List of 4 frequently asked questions.

  • Who was Aylett Cotton?

    Aylett Cotton was one of the founders of CSUS.  He was a prominent lawyer in San Mateo, a grandson of  both the Borels and the Bovets, both of whom had helped found the city.  His daughters and granddaughters attended CSUS and he was a lifelong trustee as well as an avid book collector and history buff. 
  • Why are the library’s rooms called Reference, Fiction and Folger?

    Reference = Once called the “L-shaped” room by early classes, the Reference Room is so named because the reference books (encyclopedias, dictionaries, almanacs, atlases, etc.) and the reference librarian are housed there.  Have a question?  Go to the Reference Room.

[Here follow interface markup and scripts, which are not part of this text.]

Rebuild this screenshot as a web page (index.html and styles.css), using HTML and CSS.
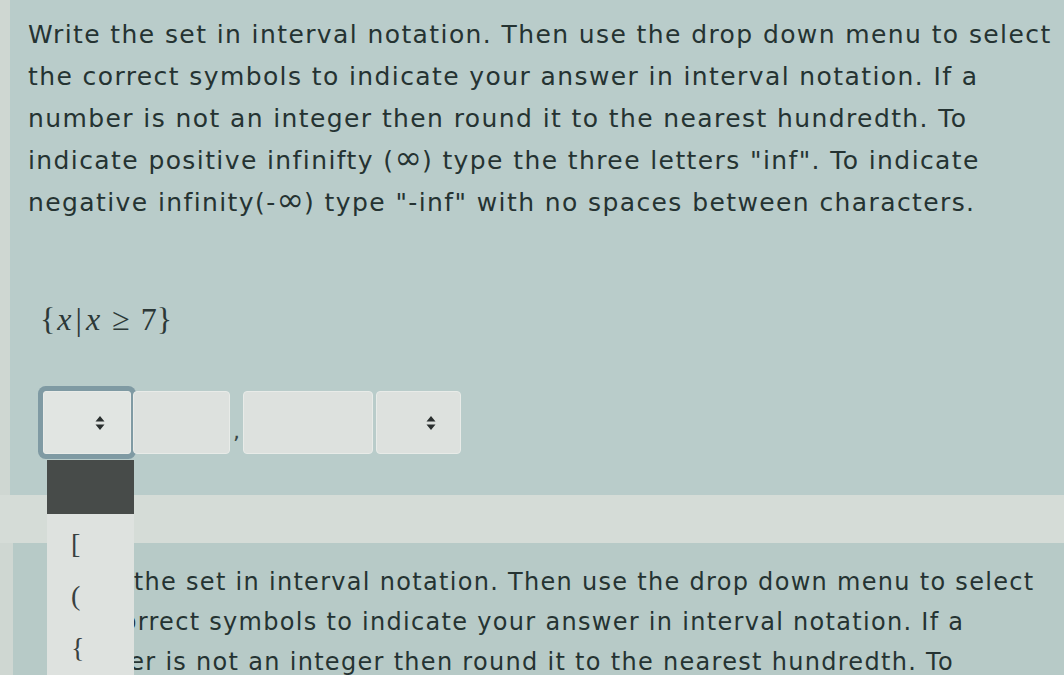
FILE: index.html
```html
<!DOCTYPE html>
<html>
<head>
<meta charset="utf-8">
<link rel="stylesheet" href="styles.css">
</head>
<body>
<div class="page">
  <section class="panel panel-top">
    <p class="prompt">Write the set in interval notation. Then use the drop down menu to select<br>the correct symbols to indicate your answer in interval notation. If a<br>number is not an integer then round it to the nearest hundredth. To<br>indicate positive infinifty (<span class="inf">∞</span>) type the three letters "inf". To indicate<br>negative infinity(-<span class="inf">∞</span>) type "-inf" with no spaces between characters.</p>
    <div class="math">{<i>x</i><span class="bar">|</span><i>x</i><span class="geq">≥</span>7}</div>
    <div class="answer-row">
      <div class="box select focused"><svg class="updown" viewBox="0 0 10 16" width="10" height="16"><path d="M5 1 L9.5 6.5 L0.5 6.5 Z M5 15 L9.5 9.5 L0.5 9.5 Z" fill="#2a2f2f"/></svg></div>
      <div class="box input first"></div>
      <span class="comma">,</span>
      <div class="box input second"></div>
      <div class="box select last"><svg class="updown" viewBox="0 0 10 16" width="10" height="16"><path d="M5 1 L9.5 6.5 L0.5 6.5 Z M5 15 L9.5 9.5 L0.5 9.5 Z" fill="#2a2f2f"/></svg></div>
    </div>
  </section>
  <div class="band"></div>
  <section class="panel panel-bottom">
    <p class="prompt small">Write the set in interval notation. Then use the drop down menu to select<br>the correct symbols to indicate your answer in interval notation. If a<br>number is not an integer then round it to the nearest hundredth. To</p>
  </section>
  <div class="dropdown">
    <div class="dd-head"></div>
    <ul class="dd-list">
      <li>[</li>
      <li>(</li>
      <li>{</li>
    </ul>
  </div>
</div>
</body>
</html>
```

FILE: styles.css
```css
html, body {
  margin: 0;
  padding: 0;
  height: 675px;
  overflow: hidden;
}
body {
  background: #cfd7d2;
  font-family: "DejaVu Sans", Verdana, sans-serif;
  color: #253332;
}
.page {
  position: relative;
  height: 675px;
  overflow: hidden;
}
.panel {
  background: #b9ccca;
}
.panel-top {
  margin-left: 10px;
  height: 495px;
  box-sizing: border-box;
  padding: 14px 0 0 18px;
}
.prompt {
  margin: 0;
  font-size: 25px;
  line-height: 42px;
  letter-spacing: 1.4px;
  white-space: nowrap;
}
.inf {
  font-size: 33px;
  line-height: 20px;
  letter-spacing: 0;
}
.math {
  margin: 75px 0 0 12px;
  font-family: "Liberation Serif", "DejaVu Serif", serif;
  font-size: 32px;
  line-height: 40px;
  color: #2c3837;
}
.math i {
  font-style: italic;
  padding: 0 2px;
}
.math .bar {
  font-style: normal;
  padding: 0 2px;
}
.math .geq {
  padding: 0 11px 0 10px;
}
.answer-row {
  display: flex;
  align-items: flex-start;
  margin: 52px 0 0 15px;
}
.box {
  height: 63px;
  box-sizing: border-box;
  background: #dde1de;
  border: 1px solid #e8ebe8;
  border-radius: 4px;
  display: flex;
  align-items: center;
  justify-content: center;
}
.select.focused {
  width: 88px;
  background: #e1e5e2;
  box-shadow: 0 0 0 5px #7f9aa3;
  border-radius: 3px;
  margin-right: 2px;
}
.select .updown {
  margin-left: 26px;
}
.select.last .updown {
  margin-left: 24px;
}
.input.first {
  width: 97px;
}
.comma {
  width: 13px;
  text-align: center;
  font-size: 22px;
  padding-top: 28px;
  color: #3a4545;
}
.input.second {
  width: 130px;
  margin-right: 3px;
}
.select.last {
  width: 85px;
}
.band {
  height: 48px;
  background: #d5dcd7;
}
.panel-bottom {
  margin-left: 13px;
  height: 132px;
  overflow: hidden;
  box-sizing: border-box;
  padding: 19px 0 0 42px;
  background: #b7cac7;
}
.prompt.small {
  font-size: 24px;
  line-height: 40px;
  letter-spacing: 1.3px;
}
.dropdown {
  position: absolute;
  left: 47px;
  top: 460px;
  width: 87px;
}
.dd-head {
  height: 54px;
  background: #474b49;
}
.dd-list {
  list-style: none;
  margin: 0;
  padding: 8px 0 0 0;
  height: 153px;
  background: #dee2df;
  font-family: "Liberation Serif", "DejaVu Serif", serif;
  font-size: 28px;
  color: #384040;
}
.dd-list li {
  height: 52px;
  line-height: 44px;
  padding-left: 24px;
}
```
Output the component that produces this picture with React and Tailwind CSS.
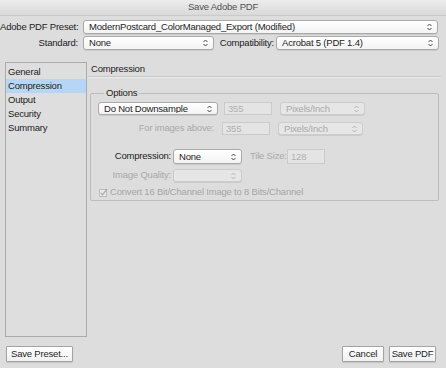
import React from "react";

const font = { fontFamily: '"Liberation Sans", Arial, sans-serif' };

function Arrows({ dim }) {
  return (
    <svg width="5" height="8" viewBox="0 0 5 8" className="shrink-0">
      <path d="M0.5 3 L2.5 1 L4.5 3" fill="none" stroke={dim ? "#b4b4b4" : "#444"} strokeWidth="1" />
      <path d="M0.5 5 L2.5 7 L4.5 5" fill="none" stroke={dim ? "#b4b4b4" : "#444"} strokeWidth="1" />
    </svg>
  );
}

function Select({ w, h = "h-[14px]", children, dim }) {
  return (
    <div
      className={`${w} ${h} flex items-center justify-between pl-[5px] pr-[5px] rounded-[3px] border shadow-[0_1px_0_rgba(0,0,0,0.08)] ${
        dim
          ? "border-[#cdcdcd] bg-[#e6e6e6] text-[#a9a9a9]"
          : "border-[#a9a9a9] bg-gradient-to-b from-white to-[#f3f3f3] text-[#1e1e1e]"
      }`}
    >
      <span className="truncate leading-none">{children}</span>
      <Arrows dim={dim} />
    </div>
  );
}

function Field({ w, h = "h-[13px]", children }) {
  return (
    <div className={`${w} ${h} flex items-center pl-[3px] border border-[#cbcbcb] bg-[#e4e4e4] text-[#b0b0b0] leading-none`}>
      {children}
    </div>
  );
}

function Button({ w, children }) {
  return (
    <div className={`${w} h-[16px] flex items-center justify-center border border-[#a3a3a3] bg-gradient-to-b from-white to-[#f0f0f0] rounded-[1px] shadow-[0_1px_1px_rgba(0,0,0,0.12)] text-[#1e1e1e] leading-none whitespace-nowrap`}>
      {children}
    </div>
  );
}

export default function App() {
  const sections = ["General", "Compression", "Output", "Security", "Summary"];
  return (
    <div
      className="w-[446px] h-[368px] bg-[#dddddd] flex flex-col text-[9.5px] tracking-[-0.2px] text-[#222] overflow-hidden whitespace-nowrap"
      style={font}
    >
      {/* title bar */}
      <div className="h-[16px] bg-gradient-to-b from-[#ececec] to-[#d9d9d9] border-b border-[#cacaca] flex items-center justify-center text-[#505050]">
        Save Adobe PDF
      </div>

      {/* preset row */}
      <div className="flex items-center mt-[4px] h-[14px]">
        <div className="w-[78px] text-right">Adobe PDF Preset:</div>
        <div className="ml-[5px]">
          <Select w="w-[355px]">ModernPostcard_ColorManaged_Export (Modified)</Select>
        </div>
      </div>

      {/* standard row */}
      <div className="flex items-center mt-[2px] h-[14px]">
        <div className="w-[78px] text-right">Standard:</div>
        <div className="ml-[5px]">
          <Select w="w-[131px]">None</Select>
        </div>
        <div className="ml-[5px] w-[57px] text-right pr-[2px]">Compatibility:</div>
        <div>
          <Select w="w-[163px]">Acrobat 5 (PDF 1.4)</Select>
        </div>
      </div>

      {/* body */}
      <div className="flex mt-[12px] h-[275px]">
        <div className="ml-[5px] w-[82px] h-[275px] border border-[#ababab] bg-[#dedede] pt-[2px]">
          {sections.map((s) => (
            <div
              key={s}
              className={`h-[14px] flex items-center pl-[2px] ${s === "Compression" ? "bg-[#b7d6f6]" : ""}`}
            >
              {s}
            </div>
          ))}
        </div>

        <div className="ml-[1px] w-[353px] flex flex-col">
          <div className="h-[14px] flex items-center pl-[3px]">Compression</div>
          <div className="h-[1px] bg-[#c6c6c6] border-b border-[#ececec] box-content" />

          <fieldset className="ml-[2px] mt-[10px] w-[349px] h-[113px] border border-[#bdbdbd] rounded-[2px] pl-[7px]">
            <legend className="ml-[6px] px-[2px] leading-[10px]">Options</legend>

            <div className="flex items-center mt-[4px] h-[13px]">
              <Select w="w-[120px]" h="h-[13px]">Do Not Downsample</Select>
              <div className="ml-[6px]">
                <Field w="w-[48px]">355</Field>
              </div>
              <div className="ml-[8px]">
                <Select w="w-[85px]" h="h-[13px]" dim>Pixels/Inch</Select>
              </div>
            </div>

            <div className="flex items-center mt-[7px] h-[13px]">
              <div className="w-[118px] pr-[2px] text-right text-[#a9a9a9]">For images above:</div>
              <div className="ml-[6px]">
                <Field w="w-[48px]">355</Field>
              </div>
              <div className="ml-[8px]">
                <Select w="w-[85px]" h="h-[13px]" dim>Pixels/Inch</Select>
              </div>
            </div>

            <div className="flex items-center mt-[14px] h-[15px]">
              <div className="w-[73px] text-right">Compression:</div>
              <div className="ml-[2px]">
                <Select w="w-[69px]" h="h-[15px]">None</Select>
              </div>
              <div className="ml-[8px] w-[37px] text-[#a9a9a9]">Tile Size:</div>
              <Field w="w-[38px]" h="h-[15px]">128</Field>
            </div>

            <div className="flex items-center mt-[5px] h-[13px]">
              <div className="w-[73px] text-right text-[#a9a9a9]">Image Quality:</div>
              <div className="ml-[2px]">
                <Select w="w-[69px]" h="h-[13px]" dim></Select>
              </div>
            </div>

            <div className="flex items-center mt-[5px] h-[10px] text-[#a5a5a5]">
              <svg width="9" height="9" viewBox="0 0 9 9" className="shrink-0 ml-[1px]">
                <rect x="0.5" y="1.5" width="7" height="7" fill="#e8e8e8" stroke="#bdbdbd" />
                <path d="M1.8 4.8 L3.6 6.8 L8 0.8" fill="none" stroke="#a8a8a8" strokeWidth="1.2" />
              </svg>
              <span className="ml-[2px]">Convert 16 Bit/Channel Image to 8 Bits/Channel</span>
            </div>
          </fieldset>
        </div>
      </div>

      {/* buttons */}
      <div className="flex items-center mt-[9px] h-[16px]">
        <div className="ml-[6px]">
          <Button w="w-[67px]">Save Preset...</Button>
        </div>
        <div className="ml-auto">
          <Button w="w-[42px]">Cancel</Button>
        </div>
        <div className="ml-[5px] mr-[10px]">
          <Button w="w-[47px]">Save PDF</Button>
        </div>
      </div>
    </div>
  );
}
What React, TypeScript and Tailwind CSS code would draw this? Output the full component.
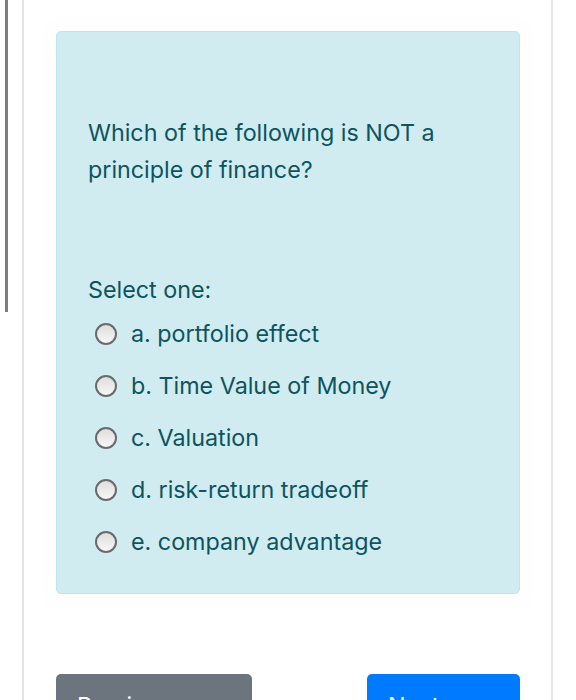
import React from "react";

const options = [
  "a. portfolio effect",
  "b. Time Value of Money",
  "c. Valuation",
  "d. risk-return tradeoff",
  "e. company advantage",
];

function Radio() {
  return (
    <span className="w-[22px] h-[22px] shrink-0 rounded-full border-2 border-[#6a6a6a] bg-gradient-to-b from-[#dedede] to-[#f7f7f7]" />
  );
}

export default function App() {
  return (
    <div
      className="relative w-[576px] h-[700px] overflow-hidden bg-white text-[23.3px]"
      style={{ fontFamily: "Inter, 'Liberation Sans', sans-serif" }}
    >
      <div className="absolute left-[5px] top-0 w-[3px] h-[312px] bg-[#7d7d7d]" />
      <div className="ml-[22px] mr-[23px] h-full border-l-2 border-r-2 border-[#e4e4e4] pt-[31px] pl-[32px] pr-[31px]">
        <div className="rounded-[5px] border border-[#bee5eb] bg-[#d1ecf1] text-[#0c5460] pl-[31px] pr-[16px] pt-[82px] pb-[25px] shadow-[0_0_0_14px_#fdfefd]">
          <p className="leading-[37px]">
            Which of the following is NOT a
            <br />
            principle of finance?
          </p>
          <p className="mt-[84px] leading-[36px]">Select one:</p>
          <div className="flex flex-col">
            {options.map((o) => (
              <div key={o} className="h-[52px] flex items-center pl-[7px] gap-[14px]">
                <Radio />
                <span className="leading-[30px]">{o}</span>
              </div>
            ))}
          </div>
        </div>
        <div className="mt-[80px] flex justify-between items-start">
          <button className="w-[196px] rounded-[5px] bg-[#6c757d] text-white text-left pl-[21px] pt-[15px] pb-[14px] leading-[33px]">
            Previous page
          </button>
          <button className="w-[153px] rounded-[5px] bg-[#007bff] text-white text-left pl-[21px] pt-[15px] pb-[14px] leading-[33px]">
            Next page
          </button>
        </div>
      </div>
    </div>
  );
}
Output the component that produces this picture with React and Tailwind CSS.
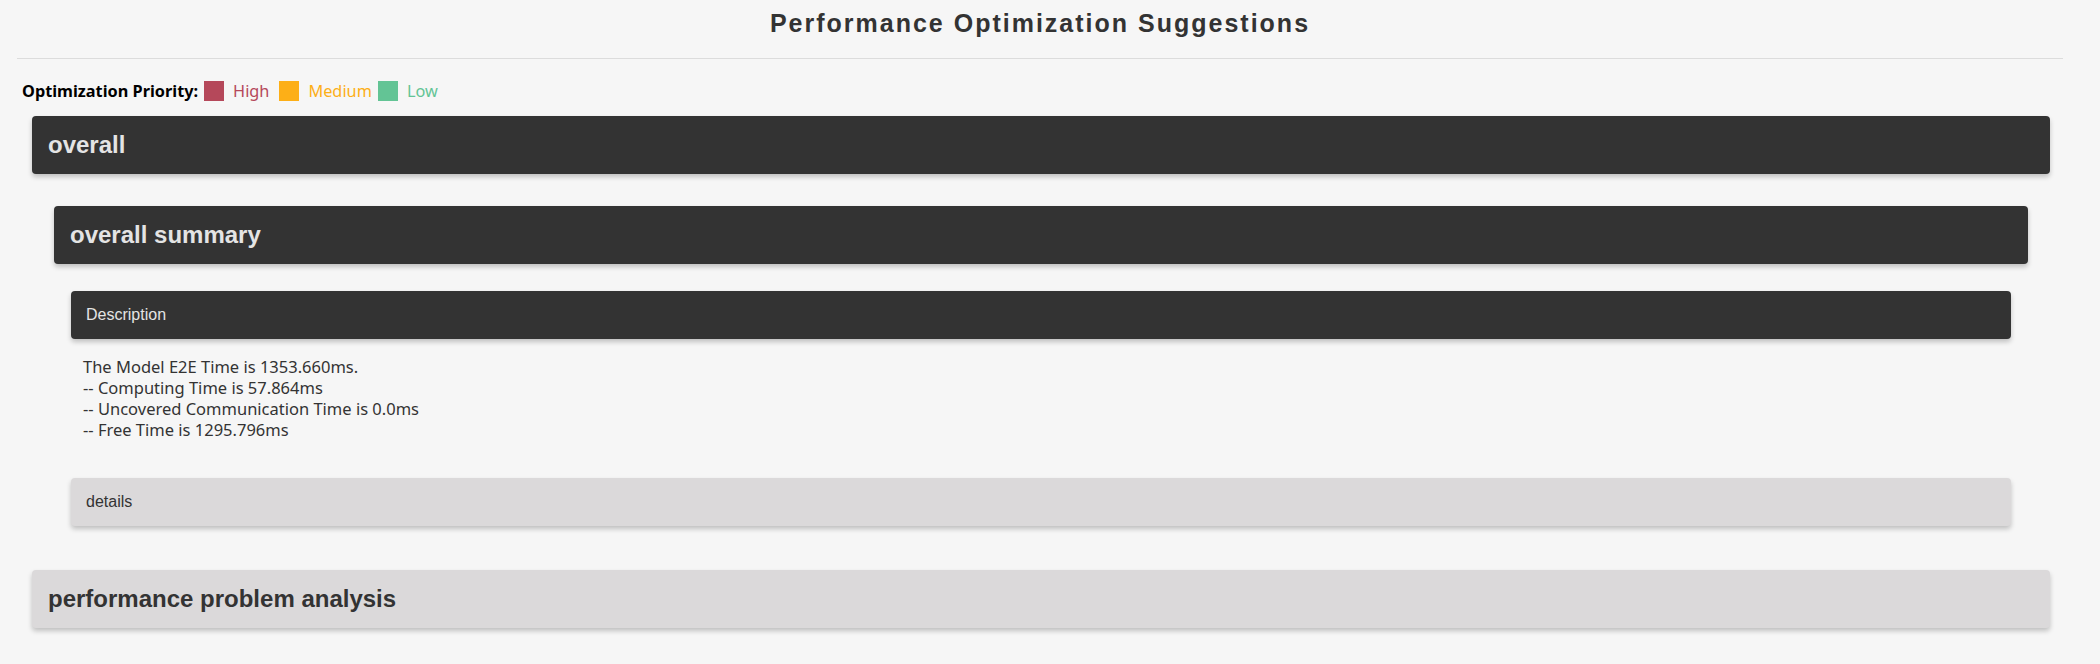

    Fiction = This room houses all of the novels and short stories, otherwise known as  fiction. 

    Folger = Named for Peter Folger, school trustee in the 1970s.  This room was remodeled  to honor him by his children, one of whom, Elizabeth, is a member of the Class of 1979.  Mr. Folger was also CEO of Folger’s Coffee.  A memorial bronze plaque can be found to the left of the doors leading out of the Folger Room toward the science wing.
  • Who lived in the Mansion when it was a home?

    The Uplands was built by architect Willis Polk for Charles Templeton Crocker, heir to railroad and bank money, and his bride, Helene Irwin. 
  • What were the library rooms used for when the mansion was a home?

    The Reference Room was the parlor of the home. Initially, it was decorated in splendid Louis XV style.  Mrs. Crocker entertained her guests here.

    The Fiction Room was the library of the home, complete with a nine foot red velvet sofa in front of the fireplace and reading lamps on every bookcase (the hidden plugs are still up there). It was wallpapered in Marseilles silk woven especially for the Crockers.  A sample of the original wallpaper hangs in a frame on the east wall of the room.

    The Folger Room was an open air loggia which was furnished with patio furniture and potted plants. The room was enclosed in the 1980s to add more space to the library without compromising the footprint of the Mansion.